All posts by kbrandenberger1

Building Mileage for Ultramarathons

One of the most daunting things about running an ultramarathon is combing through the blogs and magazines and finding that everyone seems to be running 100 miles per week.  First, let me dispell that myth.  Not everyone who runs ultramarathons is putting in 100 miles per week.  I ran my first 24 hour race, although I only finished 12 hrs, on 25 miles a week.  I did supplement with biking miles, but it can be done.  I should note that I have never been more sore during and after a race.  I myself max out somewhere around 60 miles per week.  That still sounds like a lot, but you must realize that’s 1-2 weeks out of the training cycle.  A friend of mine has won several races on 40ish miles per week.  I say this not to discourage you from upping the mileage, but to point out that it can be done on less.  More mileage tends to result in more fitness which can help you run a race faster.

Back to the main point, building mileage.  How did I go, or how does anyone go from running 20ish miles a week to running 60+ without getting sick or injured?  The coaching manuals out there tell us to limit increases to 10% per week to avoid injury.  Based on my experience, it doesn’t matter what you limit your increases to if you have some sort of underlying problem.  So the first thing I would recommend is finding someone to analyze your running gait, and check your arches.  There are numerous athletic trainers out there who can do this.  Particularly I would make sure they look at lateral knee motion, and arch movement.  They can give you exercises to strengthen the stabilizing muscles which the majority of the time is the source of the injury.  If you don’t want to go that route, find a good core strengthening routine that hits all the glutes and tiny hip muscles.  This might be one possible reference

For arch problems, I would recommend find a good podiatrist.  I discovered that my arch would collapse whenever I put weight on it.  As a home remedy I used a rigid arch support.  The orange insoles are my favorite because they have a little cushion.  The greens are like running on concrete.  

Another option is to look at shifting your stride away from an aggressive heel strike.  Whenever the heel strikes in front of the body it places excessive force on the load bearing joints, muscles, and bone which can result in injury.  This may require you to hire a coach, and frankly will require more writing in the future.

So the real secret to increasing your mileage is to minimize your risk of injury by first training the musculature, and if needed, to correct structural problems with orthotics.

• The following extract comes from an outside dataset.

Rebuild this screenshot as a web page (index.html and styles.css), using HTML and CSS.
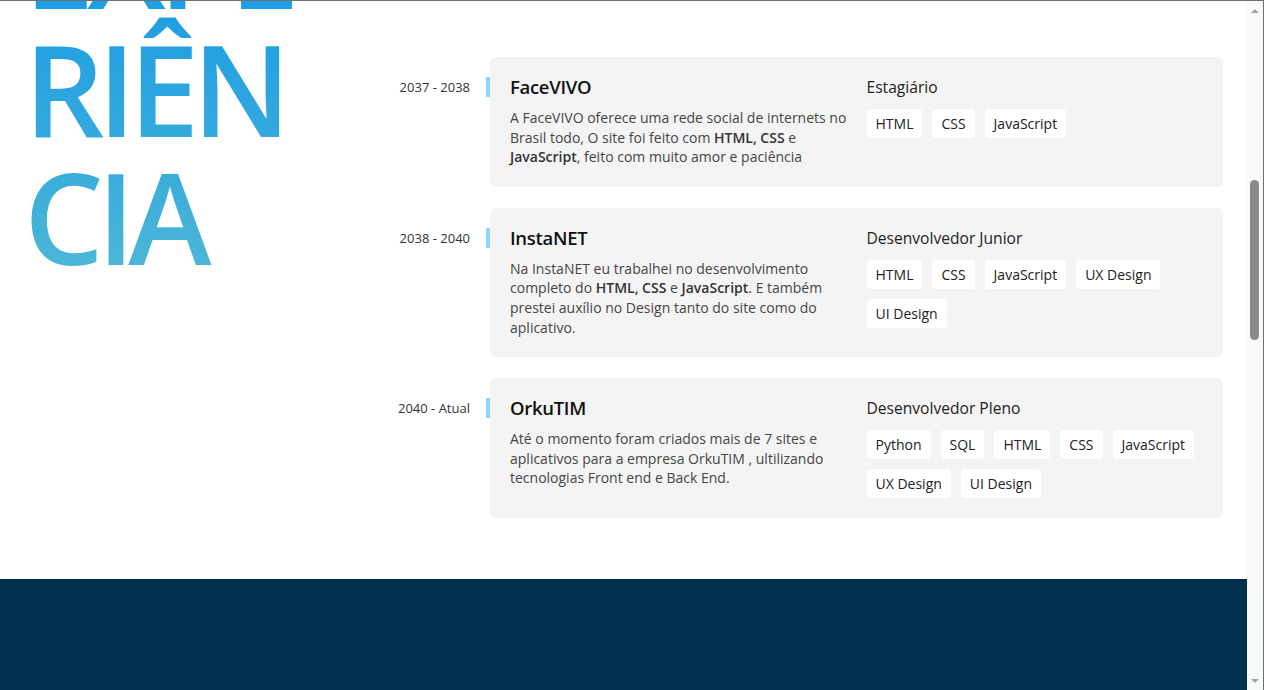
FILE: index.html
```html
<!DOCTYPE html>
<html lang="pt-BR">
<head>
<meta charset="utf-8">
<title>Experiência</title>
<link rel="stylesheet" href="styles.css">
</head>
<body>
<div class="viewport">
  <main class="page">
    <section class="experience">
      <h2 class="exp-title"><span>EXPE</span><span>RIÊN</span><span>CIA</span></h2>
      <div class="timeline">
        <div class="item">
          <div class="date">2037 - 2038</div>
          <div class="card">
            <div class="info">
              <h3 class="company">FaceVIVO</h3>
              <p class="desc">A FaceVIVO oferece uma rede social de internets no Brasil todo, O site foi feito com <b>HTML, CSS</b> e <b>JavaScript</b>, feito com muito amor e paciência</p>
            </div>
            <div class="role-box">
              <div class="role">Estagiário</div>
              <ul class="tags"><li>HTML</li><li>CSS</li><li>JavaScript</li></ul>
            </div>
          </div>
        </div>
        <div class="item">
          <div class="date">2038 - 2040</div>
          <div class="card">
            <div class="info">
              <h3 class="company">InstaNET</h3>
              <p class="desc">Na InstaNET eu trabalhei no desenvolvimento completo do <b>HTML, CSS</b> e <b>JavaScript</b>. E também prestei auxílio no Design tanto do site como do aplicativo.</p>
            </div>
            <div class="role-box">
              <div class="role">Desenvolvedor Junior</div>
              <ul class="tags"><li>HTML</li><li>CSS</li><li>JavaScript</li><li>UX Design</li><li>UI Design</li></ul>
            </div>
          </div>
        </div>
        <div class="item">
          <div class="date">2040 - Atual</div>
          <div class="card">
            <div class="info">
              <h3 class="company">OrkuTIM</h3>
              <p class="desc">Até o momento foram criados mais de 7 sites e aplicativos para a empresa OrkuTIM , ultilizando tecnologias Front end e Back End.</p>
            </div>
            <div class="role-box">
              <div class="role">Desenvolvedor Pleno</div>
              <ul class="tags"><li>Python</li><li>SQL</li><li>HTML</li><li>CSS</li><li>JavaScript</li><li>UX Design</li><li>UI Design</li></ul>
            </div>
          </div>
        </div>
      </div>
    </section>
    <footer class="footer"></footer>
  </main>
  <div class="scrollbar" aria-hidden="true">
    <div class="sb-btn">
      <svg width="16" height="17" viewBox="0 0 16 17"><path d="M4 12 L8 8 L12 12 Z" fill="#a3a3a3"/></svg>
    </div>
    <div class="sb-track"><div class="sb-thumb"></div></div>
    <div class="sb-btn">
      <svg width="16" height="17" viewBox="0 0 16 17"><path d="M4 6 L8 10 L12 6 Z" fill="#a3a3a3"/></svg>
    </div>
  </div>
</div>
</body>
</html>
```
FILE: styles.css
```css
* { box-sizing: border-box; }
html, body { margin: 0; padding: 0; }
body {
  font-family: "Open Sans", "Noto Sans", sans-serif;
  color: #222;
  background: #fff;
  overflow: hidden;
}
.viewport {
  display: flex;
  height: 690px;
  border-top: 1px solid #6f6f6f;
}
.page {
  flex: 1;
  min-width: 0;
  display: flex;
  flex-direction: column;
  overflow: hidden;
}

/* browser scrollbar as seen in the capture */
.scrollbar {
  flex: 0 0 17px;
  display: flex;
  flex-direction: column;
  background: #f9f9f9;
  border-right: 1px solid #6f6f6f;
}
.sb-btn { height: 17px; flex: 0 0 17px; }
.sb-btn svg { display: block; }
.sb-track { flex: 1; padding: 162px 4px 0 3px; }
.sb-thumb {
  height: 160px;
  background: #8a8a8a;
  border-radius: 5px;
}

.experience {
  display: grid;
  grid-template-columns: 366px 1fr;
  padding: 0 24px 61px;
  align-items: start;
}
.exp-title {
  margin: -105px 0 0;
  font-size: 126px;
  line-height: 128px;
  font-weight: 600;
  letter-spacing: -7px;
  background: linear-gradient(180deg, #0a93e8 0%, #4db7d6 100%);
  -webkit-background-clip: text;
  background-clip: text;
  color: transparent;
}
.exp-title span { display: block; }
.timeline {
  padding-top: 56px;
  display: flex;
  flex-direction: column;
  gap: 21px;
}
.item { display: flex; align-items: flex-start; }
.date {
  flex: 0 0 100px;
  margin-top: 20px;
  height: 20px;
  line-height: 20px;
  padding-right: 16px;
  text-align: right;
  font-size: 13px;
  color: #333;
  border-right: 4px solid #8ed4f4;
}
.card {
  flex: 1;
  display: grid;
  grid-template-columns: 1fr 1fr;
  column-gap: 20px;
  padding: 20px;
  background: #f4f4f4;
  border-radius: 6px;
  align-items: start;
}
.company {
  margin: 0;
  font-size: 18.5px;
  line-height: 20px;
  font-weight: 600;
  color: #111;
  letter-spacing: -0.3px;
}
.desc {
  margin: 11px 0 0;
  font-size: 14px;
  line-height: 19.6px;
  color: #454545;
}
.desc b { font-weight: 600; color: #333; }
.role {
  font-size: 15.6px;
  line-height: 20px;
  color: #222;
}
.tags {
  list-style: none;
  margin: 12px 0 0;
  padding: 0;
  display: flex;
  flex-wrap: wrap;
  gap: 10px;
}
.tags li {
  background: #fff;
  border-radius: 4px;
  padding: 5px 9px;
  font-size: 14px;
  line-height: 19px;
  color: #222;
}
.footer {
  flex: 1;
  background: #013050;
}
```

Introduction to ultramarathon

The first time I heard about an ultramarathon was my senior year in college.  I remember feeling a sense of awe for people that could run 50 miles continuously.  It sounded crazy, ridiculous, absurd.  Just the kind of thing I wanted to do, but I just couldn’t wrap my mind around the mileage I would surely need to run to finish such an event.  If you read the accounts from ultramarathon legends you might well conclude that you would have to run 70-100 miles a week to stand any chance of completing such an event.  So, I set out boost my running mileage and failed miserably.  After a couple years of getting nowhere, I decided to sign up for a timed 24 hour race just to see what I could do.  On 20-30 miles a week I gutted through the worst 12 hours I’ve ever had during a race, but I managed to run 52 miles around a 1 mile track.  At the time my VO2max didnt even break 60 ml/kg/min which means I wasn’t in great shape.  The fact is though, I made it.  If I hadn’t just signed up and given it my all, I might never have become an ultrarunner.  Over the last few years I’ve had a chance to test numerous ultrarunners in the lab, and I can tell you one thing, ultrarunners come in all shapes and sizes.  Go to any race, and you won’t just find superhuman athletes.  Sure there are some, but mostly they’re people who love running, the outdoors and are just crazy enough to push themselves through something extraordinary.  I don’t mean to downplay the ultramarathon.  Running 100 miles is the most difficult thing I’ve ever done, but the reasons it is difficult are maybe not what you would expect.  Being in amazing shape I think helps, but in the end just getting through a race comes down to really 3 things.  1st, nutrition.  Can you provide appropriate levels of energy, electrolytes and fluid . 2nd, psychological arousal.  Can you avoid becoming so depressed/overwhelmed that you quit.  3rd, injury avoidance.  Have you spent the necessary time minimizing your risk for injury.  If you can address all three of these, then you should be able to complete 100 miles.